Credit: Angela Cranford/ MSG Photos
3) Cowboys Stadium, Dallas
Jerry Jones’ playhouse has more amenities than its 160-foot-wide video board, which was the biggest HDTV in the world until a bigger one was erected at Charlotte Motor Speedway. Dallas’ CBS Local recently covered the area’s best stadium and arena fare and recommended the BBQ brisket quesadillas, Kobe nacho dog, green chile Kobe burger, pork carnitas tacos, and Frito pie.
Credit: Super 16 Legends
2) Mercedes-Benz Superdome, New Orleans
The Big Easy is world-renowned for its culinary offerings, and the Superdome doesn't disappoint. When you’re in attendance to see the Saints go marchin’ in, try some Cajun favorites like jambalaya, crawfish meat pies, and gumbo. Feeling particularly adventurous? Try the alligator sausage!
1) Citi Field, Queens, New York
Although the Mets haven’t fielded a great team in recent years, the food at Citi Field is top-notch.

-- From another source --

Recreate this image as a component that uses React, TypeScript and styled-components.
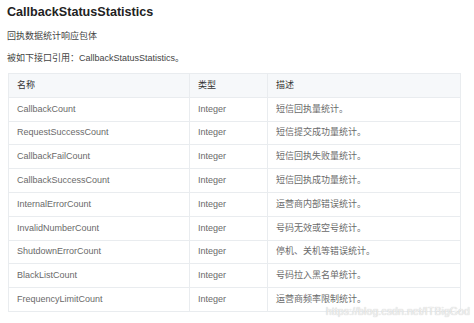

Much of the best that New York City has to offer is available at the ballpark: in addition to Shake Shack’s famous burgers, you can visit the open-air food court in center field and sample the Kansas City spareribs and pulled pork sandwich from Blue Smoke and fare from El Verano Tacqueria, Catch of the Day, Cascarino’s, Daruma of Tokyo, Mama’s of Corona, Hanover Café, and Tai Pan Bakery. After the stadium revamped its culinary offerings last year, The Daily Meal reviewed some of these delicious options.
And after shelling out loads of cash for tickets, the last thing you want is bland, overpriced food. Who wants to pay $12 for a burger that's been sitting under a heat lamp for hours and was mass-produced and frozen months ago? Add in $8 for a side of soggy fries and you're left wondering why you didn't eat before you got to the game or sneak in a couple of peanut butter and jelly sandwiches.
But while boring stadium food might be the norm, there are some venues out there that rise above the pack. In fact, some stadiums' culinary offerings are so outstanding that some fans prefer the food to the game!
For example, at the United Center in Chicago — home to the Bulls, Blackhawks, and mostly stereotypical arena food — the Budweiser Brew Pub is a diamond in the rough. This restaurant serves a hearty fresh-sliced roast beef sandwich that could stand on its own in any of the Windy City's most popular restaurants.
And while some stadiums have one or two offerings that completely surpass anything else sold there (think of the Lobel's steak sandwich in Yankee Stadium) some simply go above and beyond the call of duty. Citi Field, home of the Mets, has a dining program featuring New York fare from well-regarded restaurants such as Shake Shack, Blue Smoke, and Tai Pan Bakery that perhaps draws almost as many fans to the stadium as the team on the field.
Or at a Reds game at Great American Ballpark, you can splurge on deep-fried Kool-Aid and the Food Network Cincinnati Dog, a jumbo hot dog topped with pork rinds and BBQ sauce served on a potato roll.
And what trip to Lambeau Field would be complete without a trip through the Packers Hall of Fame, a picture in front of Vince Lombardi's statue, and a healthy portion of cheese curds? (As cheese curds are essentially deep-fried butter, healthy in the preceding sentence is of course defined as satisfying.)